There are also some caveats. Luhnow couldn't dismiss the documents entirely, but he tried to diminish the veracity by claiming "a portion of the material was embellished or completely fabricated." Jeff Passan said he confirmed the authenticity of the talks with multiple executives involved, but at least one executive is calling shenanigans:
#Marlins GM Dan Jennings says it's completely fabricated that they ever offered Stanton to #Astros or any other team calling it 'laughable."— Bob Nightengale (@BNightengale) June 30, 2014
Now, Jennings could be covering his ass, and why wouldn't he? He didn't create this mess. Or somebody in the Astros' front office may have been mistaken. Or whoever leaked these documents may have sprinkled in some fiction for funsies. Whatever the case, it puts a few baseball people in tough spots, forcing Luhnow to commence damage control for Ground Control:
Luhnow said he reached out recently to Astros players who were mentioned in trade discussions in the conversations, such as Jason Castro and George Springer, as well as to the other teams who also had confidential information revealed in the conversations.
"I've had conversations with a lot of other teams that were referenced in there and generally they were understanding and supportive," Luhnow said. "I'm sure they weren't happy about the fact, whether they're real or not, the conversations referencing their team or their players were referenced."
When it comes to the parts referencing Rick Hahn, though, Luhnow doesn't really have to worry. The White Sox only make two direct appearances in the documents. Both take place during the first few weeks of the offseason, and both serve as scene-setters for how the White Sox ended up going about White Sox business over the winter.
On Oct. 31, 2013:
[Rick Hahn] asked [Luhnow] if Hector Santiago would entice us. JL said that was not enough for Castro. RH came back later in the day and asked if Bourjos (from LAA) would entice us in a Castro context?
And a fortnight later:
I spoke with [White Sox GM Rick Hahn] today. They have definite high interest in Castro. He said they have four untouchable players - Sale, Quintana, Abreu and Garcia. Other than that, they would consider anything. He said they have had some inquiries about Santiago, Reed, Jones, and may consider moving Viciedo.

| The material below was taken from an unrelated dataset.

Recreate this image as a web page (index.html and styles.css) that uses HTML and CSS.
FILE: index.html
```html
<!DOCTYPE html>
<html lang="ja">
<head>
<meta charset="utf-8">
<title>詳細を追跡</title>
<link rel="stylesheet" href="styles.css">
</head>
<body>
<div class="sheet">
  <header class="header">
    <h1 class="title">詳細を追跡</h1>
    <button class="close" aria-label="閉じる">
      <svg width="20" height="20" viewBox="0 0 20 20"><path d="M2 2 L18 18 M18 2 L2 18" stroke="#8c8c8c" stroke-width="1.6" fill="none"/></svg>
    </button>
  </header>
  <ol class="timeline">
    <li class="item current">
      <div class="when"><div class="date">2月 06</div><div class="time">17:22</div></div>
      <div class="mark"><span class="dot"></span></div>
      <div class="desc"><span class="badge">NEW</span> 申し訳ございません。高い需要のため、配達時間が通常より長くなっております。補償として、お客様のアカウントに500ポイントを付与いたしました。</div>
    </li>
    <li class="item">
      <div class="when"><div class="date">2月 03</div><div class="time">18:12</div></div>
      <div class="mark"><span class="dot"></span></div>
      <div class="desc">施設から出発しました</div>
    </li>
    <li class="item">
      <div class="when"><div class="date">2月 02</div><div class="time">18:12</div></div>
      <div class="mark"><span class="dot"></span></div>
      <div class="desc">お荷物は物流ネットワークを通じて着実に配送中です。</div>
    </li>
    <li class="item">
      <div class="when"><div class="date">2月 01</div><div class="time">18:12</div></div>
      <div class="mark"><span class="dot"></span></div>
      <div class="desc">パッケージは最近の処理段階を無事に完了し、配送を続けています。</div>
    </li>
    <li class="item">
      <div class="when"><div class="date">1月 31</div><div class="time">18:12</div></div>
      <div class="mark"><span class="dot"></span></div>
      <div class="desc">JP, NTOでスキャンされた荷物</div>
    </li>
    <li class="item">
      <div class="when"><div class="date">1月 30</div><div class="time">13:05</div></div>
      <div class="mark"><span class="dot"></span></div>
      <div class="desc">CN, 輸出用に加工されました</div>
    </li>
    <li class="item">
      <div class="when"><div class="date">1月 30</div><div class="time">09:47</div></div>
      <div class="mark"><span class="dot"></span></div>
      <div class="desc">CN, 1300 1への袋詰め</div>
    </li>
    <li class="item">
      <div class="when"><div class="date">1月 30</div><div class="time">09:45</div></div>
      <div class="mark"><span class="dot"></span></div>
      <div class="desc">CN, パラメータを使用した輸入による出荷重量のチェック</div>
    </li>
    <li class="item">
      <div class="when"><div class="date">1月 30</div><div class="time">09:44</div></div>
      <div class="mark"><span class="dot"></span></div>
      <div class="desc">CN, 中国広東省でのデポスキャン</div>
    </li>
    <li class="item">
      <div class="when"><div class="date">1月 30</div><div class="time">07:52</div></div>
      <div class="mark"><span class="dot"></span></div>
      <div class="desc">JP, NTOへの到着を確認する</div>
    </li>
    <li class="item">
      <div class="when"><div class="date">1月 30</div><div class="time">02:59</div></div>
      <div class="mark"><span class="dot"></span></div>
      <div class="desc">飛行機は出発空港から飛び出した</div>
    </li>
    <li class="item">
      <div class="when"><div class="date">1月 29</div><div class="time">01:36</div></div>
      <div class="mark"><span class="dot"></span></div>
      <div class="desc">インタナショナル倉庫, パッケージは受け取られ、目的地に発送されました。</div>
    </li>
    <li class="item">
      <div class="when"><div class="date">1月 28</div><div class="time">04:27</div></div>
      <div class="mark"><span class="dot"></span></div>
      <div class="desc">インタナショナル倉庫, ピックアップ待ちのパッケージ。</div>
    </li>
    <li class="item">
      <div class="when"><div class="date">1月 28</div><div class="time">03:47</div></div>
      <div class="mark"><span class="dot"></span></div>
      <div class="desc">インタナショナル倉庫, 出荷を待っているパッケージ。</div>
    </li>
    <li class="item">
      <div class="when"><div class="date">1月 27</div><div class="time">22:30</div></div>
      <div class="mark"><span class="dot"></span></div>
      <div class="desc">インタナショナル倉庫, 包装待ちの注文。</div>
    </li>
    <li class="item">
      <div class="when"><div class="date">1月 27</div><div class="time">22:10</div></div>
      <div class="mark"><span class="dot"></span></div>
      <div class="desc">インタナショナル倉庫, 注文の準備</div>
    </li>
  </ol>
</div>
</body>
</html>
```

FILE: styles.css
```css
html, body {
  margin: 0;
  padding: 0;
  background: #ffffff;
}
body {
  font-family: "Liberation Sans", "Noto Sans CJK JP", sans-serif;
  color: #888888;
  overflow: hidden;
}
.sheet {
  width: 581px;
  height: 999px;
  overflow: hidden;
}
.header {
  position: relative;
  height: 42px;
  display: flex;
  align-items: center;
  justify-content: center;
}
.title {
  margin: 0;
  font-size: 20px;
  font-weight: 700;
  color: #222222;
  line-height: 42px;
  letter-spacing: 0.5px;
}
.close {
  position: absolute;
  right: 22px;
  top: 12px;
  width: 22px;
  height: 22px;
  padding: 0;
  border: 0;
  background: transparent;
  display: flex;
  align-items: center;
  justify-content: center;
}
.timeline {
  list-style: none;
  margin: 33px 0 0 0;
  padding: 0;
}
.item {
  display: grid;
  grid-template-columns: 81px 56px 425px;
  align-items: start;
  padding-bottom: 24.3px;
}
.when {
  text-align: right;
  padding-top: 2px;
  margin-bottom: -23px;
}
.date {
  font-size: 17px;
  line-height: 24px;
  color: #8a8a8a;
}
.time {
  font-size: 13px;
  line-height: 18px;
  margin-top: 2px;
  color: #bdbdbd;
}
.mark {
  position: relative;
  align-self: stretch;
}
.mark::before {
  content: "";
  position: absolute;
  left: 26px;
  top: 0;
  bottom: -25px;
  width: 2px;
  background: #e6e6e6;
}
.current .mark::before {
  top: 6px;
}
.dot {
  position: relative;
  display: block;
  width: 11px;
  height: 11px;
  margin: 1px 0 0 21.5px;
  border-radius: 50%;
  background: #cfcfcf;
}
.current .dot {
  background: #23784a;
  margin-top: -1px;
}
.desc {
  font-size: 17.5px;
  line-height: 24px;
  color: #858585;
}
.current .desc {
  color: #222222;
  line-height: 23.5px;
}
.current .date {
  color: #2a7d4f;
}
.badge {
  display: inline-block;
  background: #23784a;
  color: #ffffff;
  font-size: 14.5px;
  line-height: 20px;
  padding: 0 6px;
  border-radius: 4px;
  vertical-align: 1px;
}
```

None of this is surprising, at least if you paid close enough attention. Let's go through it.
Chris Sale? Yup. Jose Quintana? Mm-hmm. Jose Abreu? They just got him. Avisail Garcia? Likewise. Nobody else warrants inclusion on this list, and I don't think any touchable player would be insulted by that label, given how the 2013 season played out.
Their trading block
Hector Santiago and Addison Reed were both traded in December, and rumors of varying temperatures orbited Dayan Viciedo and Alejandro De Aza for months.

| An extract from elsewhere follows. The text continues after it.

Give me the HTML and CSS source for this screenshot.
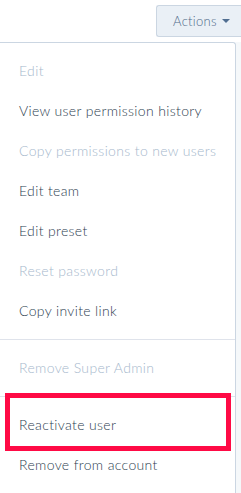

Nate Jones is the only new name -- he doesn't even have his own tag on MLB Trade Rumors -- but you could see why teams would ask, and also why the Sox would be open to determining his worth at the start of the offseason. Once the Sox dealt Reed to Arizona for Matt Davidson in mid-December, it made less sense to shop Jones.
The White Sox made no secret that they sought a long-term upgrade at catcher, and Tyler Flowers said he didn't take his second chance at starting for granted. At SoxFest, Hahn referred to Brian McCann as the only free-agent catcher he thought would be that good for that long, but Castro checks out as a trade target -- 26 years old, coming off a breakout season, with three years of team control left but unwilling to sign an extension in Houston.
The off-hand mention of Peter Bourjos surprises even less, because he was in the pool of possible players who fit the description of a player Hahn alluded to during the first day of the winter meetings on Dec. 9:
Hahn spoke of the continued interest in several Sox pitchers, including one deal that came close to being completed before the other team opted for another club's position player instead.
The Angels traded Bourjos to St. Louis for David Freese on Nov. 22. The White Sox ended up trading Santiago to the Angels in a three-way deal with Arizona that brought back Adam Eaton on Dec. 10. It stands to reason that Santiago-for-Bourjos -- or a different three-team trade with those players and teams involved -- could've been the first draft of the trade that eventually resulted in the Angels getting Santiago, and the Sox getting a young center fielder.
Some teams involved may deny or downplay the accuracy of their supposed actions or ideas, but these two snapshots of the Sox slot right into the overall timeline of Hahn's offseason.
If these emails truly represent an alternate reality, the White Sox aren't missing anything. Flowers might be frustrating to watch, but he's not tying the front office's hands.
Finding catchers is hard! Likewise, even though Eaton has missed some time, he still looks like a better bet for the present and future:
|G||PA||BA/OBP/SLG||fWAR||Last arb year|
We can't get too carried away with the what-ifs, because we can't extrapolate an entire offseason from two emails from one club. If there's one thing we can take away from this as interested outsiders, it looks like there's a point in parsing Hahn's offseason answers, as general and unspecific as they're required to be.
(Also, if anybody finds a transcript of Hahn's interactions with Jerry Dipoto across November and December, hit me up.)